One of the biggest areas for future features is more log parsing. One of the original goals was to facilitate extraction of per-test metadata from things like xpcshell test logs, for example.
We may also consider collecting additional files from public servers. e.g. there's no reason we can't store the binary archives and perform symbol analysis, etc.
The original author (Gregory Szorc) frequently wanted to perform analysis over large sets of build data. Fetching logs individually was often slow and had high latency. He didn't want to deal with this so he instead created a system for interacting with an offline shadow copy. The results are what you see.
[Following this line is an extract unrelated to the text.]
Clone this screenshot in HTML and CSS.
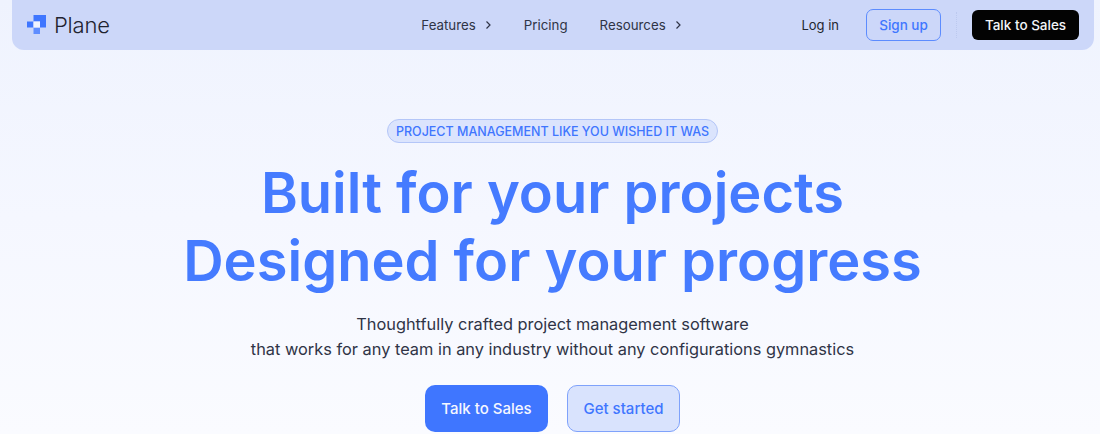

While SQL would have been a fine choice, the author didn't want to deal with writing SQL. He also had previous experience with Cassandra from before it hit 1.0. He was not only interested in seeing what all has changed, but he was also looking for something familiar he could easily implement. Even if the author didn't have experience with Cassandra, he would still consider Cassandra because of its operational characteristics.
Not at this time. Although, it's very similar to Datazilla and TBPL, so it's possible it may evolve into one. There's no Bugzilla component. Do everything on GitHub.
Yup. But if you perform analysis on all of this data, the net outcome is good for the central servers because you don't touch them after the initial data fetch.